Defendant escaped from the Glades Correctional Institution in Palm Beach County on February 11, 1971. An information charging him with this offense was filed in the Circuit Court of Palm Beach County on February 22, 1971. In December of the same year he was arrested in New Jersey and charged with robbery. On September 5,1972, based upon information provided by *1309the State of Florida, prison officials in New Jersey erroneously advised defendant that a detainer had been lodged against him based upon a warrant from Dade County, Florida, charging him with escape. On April 30, 1973, defendant mailed a “Demand for Trial” which complied with Rule 3.191(b)(3), except that the document was not filed with the Circuit Court or served on the prosecution attorney of Palm Beach County. Instead the papers were mailed to the court and prosecutor in Dade County, the Attorney General and the Governor of Florida, as well as the Governor and Superintendent of the State Prison in New Jersey. In addition, a legal aid person, on behalf of the defendant, on May 1,1973, wrote to the Director of Corrections for the State of Florida concerning defendant’s demand for speedy trial. No action was taken. Finally in March of 1974, defendant was returned to prison in Florida. His trial was set on October 7,1974, but was not held because of defendant’s plea of nolo contendere.

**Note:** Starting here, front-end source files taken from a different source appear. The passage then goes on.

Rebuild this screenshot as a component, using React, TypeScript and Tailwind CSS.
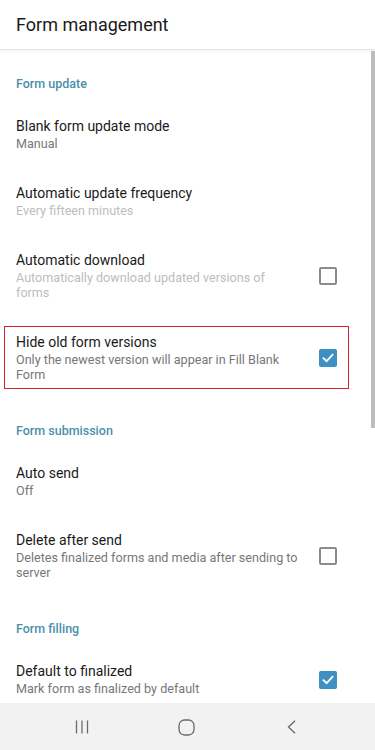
import React from "react";

const font = { fontFamily: "Roboto, 'Noto Sans', sans-serif" };

function Check({ checked }: { checked: boolean }) {
  if (checked) {
    return (
      <div className="w-[18px] h-[18px] rounded-[2px] bg-[#3f8fc3] flex items-center justify-center">
        <svg width="14" height="14" viewBox="0 0 14 14" fill="none">
          <path d="M2.5 7.2 L5.6 10.2 L11.5 3.8" stroke="white" strokeWidth="1.8" strokeLinecap="square" />
        </svg>
      </div>
    );
  }
  return <div className="w-[18px] h-[18px] rounded-[2px] border-2 border-[#8a8a8a]" />;
}

function Section({ title }: { title: string }) {
  return (
    <div className="pl-4 pt-[25px] pb-[8px] text-[12.5px] leading-[16px] font-medium text-[#4a90ab]">{title}</div>
  );
}

function Item({
  title,
  summary,
  disabledSummary,
  checkbox,
  highlight,
}: {
  title: string;
  summary: string;
  disabledSummary?: boolean;
  checkbox?: boolean | null;
  highlight?: boolean;
}) {
  return (
    <div className="relative flex items-center pl-4 py-4">
      <div className="w-[282px]">
        <div className="text-[14px] leading-[20px] text-[#1a1a1a]">{title}</div>
        <div className={`text-[12.6px] leading-[15px] ${disabledSummary ? "text-[#bdbdbd]" : "text-[#777777]"}`}>
          {summary}
        </div>
      </div>
      {checkbox !== undefined && checkbox !== null && (
        <div className="ml-[21px] mt-[2px]">
          <Check checked={checkbox} />
        </div>
      )}
      {highlight && (
        <div className="absolute left-[4px] right-[26px] top-[10px] bottom-[9px] border-[1.5px] border-[#d3222a]" />
      )}
    </div>
  );
}

export default function App() {
  return (
    <div style={font} className="relative w-[375px] h-[750px] bg-white overflow-hidden flex flex-col">
      <div className="h-[50px] shrink-0 flex items-center pl-4 border-b border-[#e4e4e4] shadow-[0_1px_2px_rgba(0,0,0,0.06)]">
        <span className="text-[18px] text-[#1a1a1a] leading-none">Form management</span>
      </div>
      <div className="flex-1 overflow-hidden pt-[1px]">
        <Section title="Form update" />
        <Item title="Blank form update mode" summary="Manual" />
        <Item title="Automatic update frequency" summary="Every fifteen minutes" disabledSummary />
        <Item
          title="Automatic download"
          summary="Automatically download updated versions of forms"
          disabledSummary
          checkbox={false}
        />
        <Item
          title="Hide old form versions"
          summary="Only the newest version will appear in Fill Blank Form"
          checkbox={true}
          highlight
        />
        <Section title="Form submission" />
        <Item title="Auto send" summary="Off" />
        <Item
          title="Delete after send"
          summary="Deletes finalized forms and media after sending to server"
          checkbox={false}
        />
        <Section title="Form filling" />
        <Item title="Default to finalized" summary="Mark form as finalized by default" checkbox={true} />
      </div>
      <div className="h-[47px] shrink-0 bg-[#f2f2f2] flex items-center pl-[75px] pt-[1px]">
        <svg width="14" height="14" viewBox="0 0 14 14">
          <path d="M1.5 0.5 V13.5 M7 0.5 V13.5 M12.5 0.5 V13.5" stroke="#6a6a6a" strokeWidth="1.3" />
        </svg>
        <svg width="17" height="17" viewBox="0 0 17 17" className="ml-[89px]">
          <rect x="1" y="1" width="15" height="15" rx="5.5" fill="none" stroke="#6a6a6a" strokeWidth="1.3" />
        </svg>
        <svg width="9" height="14" viewBox="0 0 9 14" className="ml-[92px]">
          <path d="M8 0.8 L1.5 7 L8 13.2" fill="none" stroke="#6a6a6a" strokeWidth="1.3" />
        </svg>
      </div>
      <div className="absolute left-[371px] top-[51px] w-[4px] h-[377px] bg-[#bdbdbd]" />
    </div>
  );
}
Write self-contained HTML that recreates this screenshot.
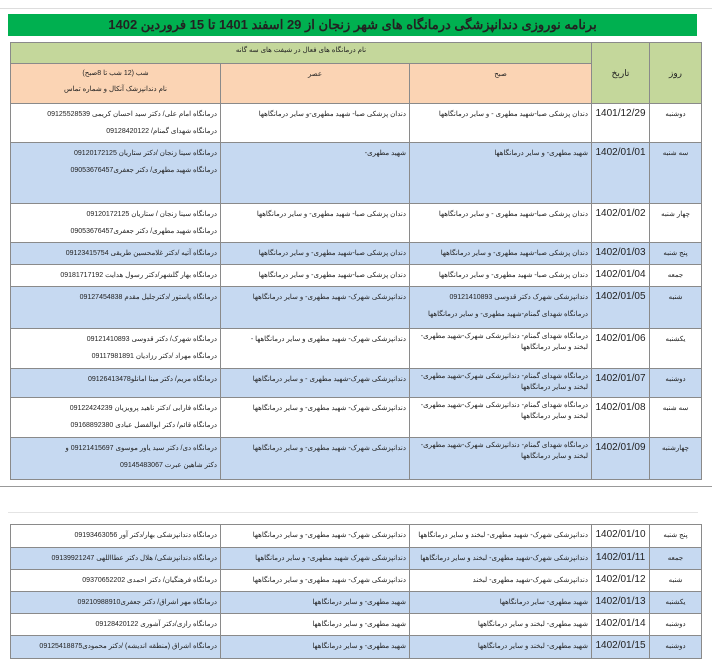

The State contends that defendant’s demand for trial was not properly filed because it was not filed with the court having jurisdiction and served on the prosecuting attorney as provided by Rule 3.191(b)(3). We disagree and reverse. While there is some confusion as to the degree of fault between the officials of the State of Florida and the State of New Jersey, it is clear that through no fault of the defendant he has been denied his right to a speedy trial. Defendant’s motion for discharge should have been granted.
REVERSED and REMANDED.
MAGER, C. J., and CROSS, J., concur.